BIG BAD BOARS: In saving the biggest late season hunting opportunity for last, I now point my finger at America's biggest problem and tell you to take a look at hunting wild boars. There are two regions for these large land pests-places that have them already, and the places that are going to receive them. From the Carolinas to California, wild boar present big ecological problems, so states make it easy for all hunters to join the chase. Hunting magazines-and the entire state of Hawaii-have declared these big burly pigs as public enemy No. 1. They root deep and damage land and crops, so you do many landowners a favor when you pull the trigger with a boar in your sights. In exchange, you can put a great meal on the table.
Not to rush you, but you need to also remember that you only have so many hunting days remaining before spring turkey and bear seasons are open. These late days in the hunting season are the best days to hunt many of the aforementioned species. Most hunters are home, hunting can be easier, and calling can be simpler to yield success. What are you waiting for?

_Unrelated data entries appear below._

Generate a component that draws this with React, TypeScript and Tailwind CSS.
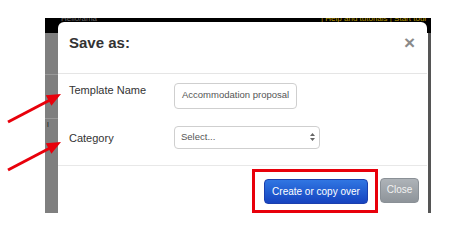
export default function App() {
  return (
    <div className="relative w-[474px] h-[246px] bg-white overflow-hidden font-['Liberation_Sans',Arial,sans-serif]">
      {/* backdrop screenshot, its top bar mostly hidden behind the modal */}
      <div className="absolute left-[45px] top-[18px] w-[386px] h-[195px] flex flex-col">
        <div className="h-[15px] bg-black flex items-start justify-between pl-[16px] pr-[4px] text-[8px] leading-[8px] overflow-hidden">
          <span className="text-[#666] -mt-[3px]">Hello/ama</span>
          <span className="text-[#b89800] -mt-[3px]">| Help and tutorials | Start tour</span>
        </div>
        <div className="flex-1 flex">
          <div className="w-[13px] bg-[#7f7f7f] flex flex-col">
            <div className="h-[42px] border-b border-[#999]" />
            <div className="h-[44px] border-b border-[#999]" />
            <div className="h-[12px] text-[8px] leading-[12px] text-[#222] pl-[2px]">l</div>
          </div>
          <div className="flex-1" />
          <div className="w-[3px] bg-[#555]" />
        </div>
      </div>

      {/* modal */}
      <div className="absolute left-[58px] top-[22px] w-[369px] h-[191px] bg-white rounded-t-[6px] flex flex-col">
        <div className="h-[56px] px-[11px] pt-[12px] flex items-start justify-between border-b border-[#e5e5e5]">
          <h2 className="text-[15px] leading-[18px] font-bold text-[#333]">Save as:</h2>
          <span className="text-[19px] leading-[18px] font-bold text-[#8a8a8a] mr-[1px]">×</span>
        </div>
        <div className="px-[11px] pt-[9px] pb-[16px] flex flex-col gap-[17px] border-b border-[#e8e8e8]">
          <div className="flex items-start">
            <div className="w-[105px] text-[11px] leading-[12px] text-[#333] pt-[1px]">Template Name</div>
            <div className="w-[123px] h-[26px] border border-[#cfcfcf] rounded-[4px] pl-[7px] flex items-center text-[9.5px] text-[#555] whitespace-nowrap overflow-hidden">
              Accommodation proposal
            </div>
          </div>
          <div className="flex items-center">
            <div className="w-[105px] text-[11px] leading-[12px] text-[#333] pt-[1px]">Category</div>
            <div className="w-[146px] h-[23px] border border-[#cfcfcf] rounded-[4px] pl-[6px] pr-[4px] flex items-center justify-between text-[9.5px] text-[#555]">
              <span>Select...</span>
              <svg width="5" height="8" viewBox="0 0 5 8">
                <path d="M2.5 0 L5 3 L0 3 Z M0 5 L5 5 L2.5 8 Z" fill="#666" />
              </svg>
            </div>
          </div>
        </div>
        <div className="flex justify-end items-start pt-[3px] pr-[8px]">
          <div className="border-[3px] border-[#e8000b] pl-[9px] pr-[7px] py-[6px]">
            <button className="w-[104px] h-[25px] rounded-[4px] border border-[#1b3fae] bg-gradient-to-b from-[#3176e2] to-[#1743c0] text-white text-[10px] leading-none">
              Create or copy over
            </button>
          </div>
          <button className="ml-[2px] mt-[9px] w-[39px] h-[25px] rounded-[4px] border border-[#8a9096] bg-gradient-to-b from-[#aeb3b8] to-[#8e949a] text-[#f2f2f2] text-[10px] leading-none">
            Close
          </button>
        </div>
      </div>

      {/* annotation arrows */}
      <svg className="absolute left-0 top-0" width="474" height="246" viewBox="0 0 474 246">
        <line x1="8" y1="122" x2="50" y2="100" stroke="#e8000b" strokeWidth="3" />
        <polygon points="61,94 51.4,105.8 45.8,95.2" fill="#e8000b" />
        <line x1="8" y1="170" x2="50" y2="148" stroke="#e8000b" strokeWidth="3" />
        <polygon points="61,142 51.4,153.8 45.8,143.2" fill="#e8000b" />
      </svg>
    </div>
  );
}
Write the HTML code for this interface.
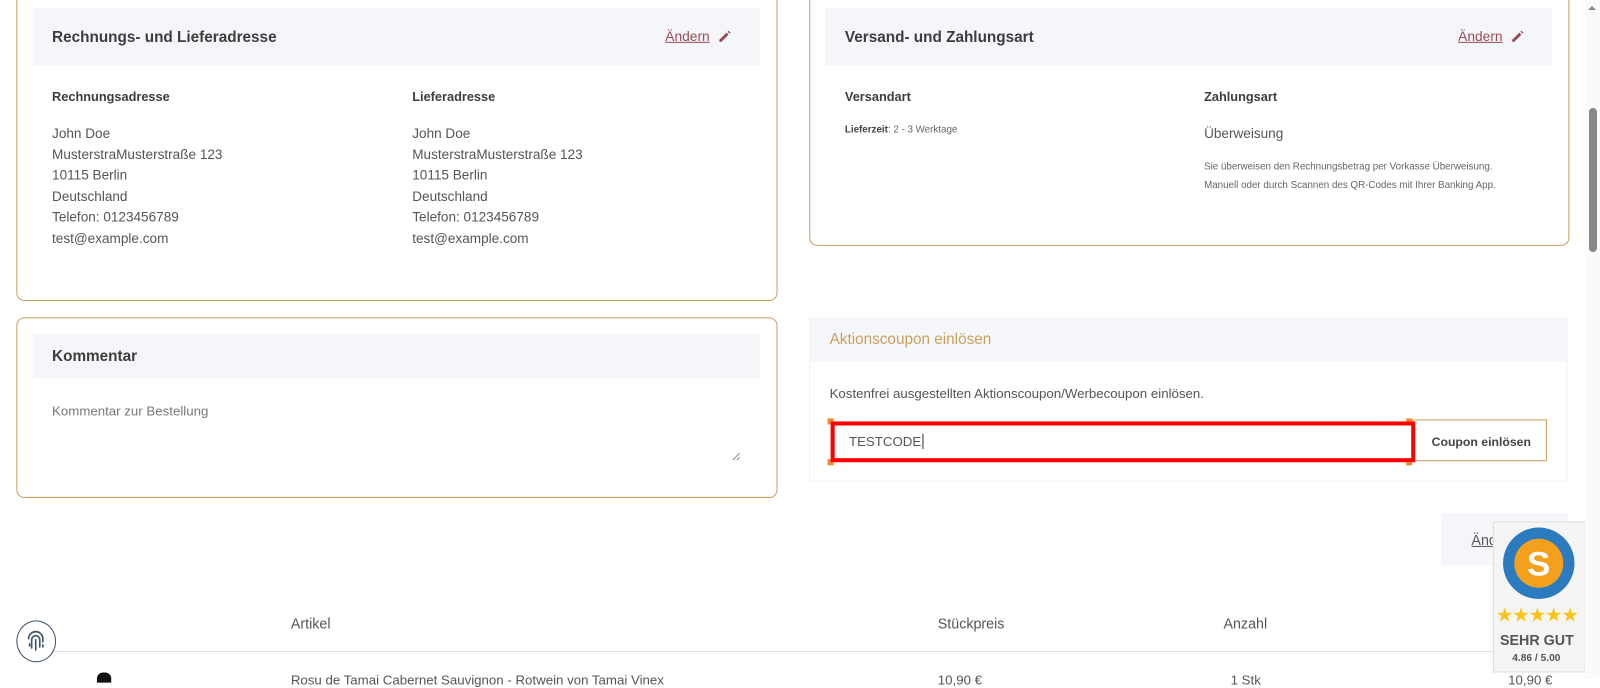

Winter Hunt Strategies One thing you will need to win a winter hunt is body warmth. This often comes through the correct application of layers of base and mid-layer clothing, and then pulling on an outer shell layer to keep you dry while keeping snow, sleet and rain away. Select soft inner layers that permit moisture (sweat) to move away from your skin, such as polyester. Always avoid cotton clothing because it retains moisture. As a mid-layer, fleece is a good option. Then cover all the layers with a rain suit or similar clothing that has a breathable membrane. This is the finishing touch to keep you warm, dry and comfortable.
As you move from one hunting location to the other, pause to remove layers and your cap, so your body can release heat. Then replace those items when you stop to hunt. If you have a daypack, store dry clothing in there for al- day hunts and change accordingly.
If you have to use snowshoes to reach a hunting destination, remember that you can cross the poles, hold them steady, and use them as shooting sticks. Walking on top of snow and ice can be much easier than breaking through it to move around or trek forward. This method of walking is also quieter than crunching all the ice underfoot.
Finally, remember that on raw winter days when all is calm and very cold, noise travels great distances across the countryside. Take care to quietly close truck doors, avoid loudly talking with hunting friends, and never clang hard gun cases into truck beds. Critters, such as the coyotes and bobcats you could be hunting, are listening-and moving away if you make too much noise.
For late season success, try to silently sneak into an area, set up, then sit down and wait about five minutes until you begin calling. Once you have completed the critter calls, stay put. Bobcats are super slow and come to calls long after most hunters have given up and are packing or have left the area. The same holds true for coyotes that have been pressured. They'll sit, watch and listen. When all seems quiet, they will often try to sneak in and look for leftovers or an easy meal.
You can, however, use the winter's calm to your advantage: The call notes will carry further. Just be certain you are fully concealed with face and hands covered in camouflage before you begin calling. If there's snow on the ground, a simple white sheet could be all the camouflage you need.
A final note about hunting wild boar during the late seasons. Pigs like to squeal, and other pigs stepping on them, or pushing, can cause mini fights among the group. Move quietly in pig turf and pause often to listen. You can often hear concealed pigs grunting and squealing, and then quietly move in for a shot before they have a clue they are in your sights. If you should see pigs in an open field and feeding, anticipate where they are headed (often downhill and to water), and move ahead to cut them off. Even during winter months, pigs will rub on telephone poles and wallow in mud and streams. Look for the signs and expect wild boars to be lurking nearby when you see fresh mud or muddy water.
Look, Over There One thing that can give hunters the advantage in winter is that most vegetation is bare. Gone are tree leaves and foliage that can hide the very animals you'll be hunting. Use binoculars to scout for squirrels, rabbits, coyotes-and snow geese swirling down into a winter wheat field.
On cold winter days coyotes will find a snow bank, or protected fence row, and lie in the sun to warm up. Carefully searching the landscape in detail with a spotting scope can help you find those sunning coyotes, and then plan an approach route based on wind in the area where the songdog lies.
Spotting scopes can also save you time, help you hunt more ground, and keep you in the hunt. The same tripod that holds the scope can possibly double as a rifle rest, and this can increase your chances of success on longer range shots.
It's late season, but there are many reasons to keep on hunting. Get out there.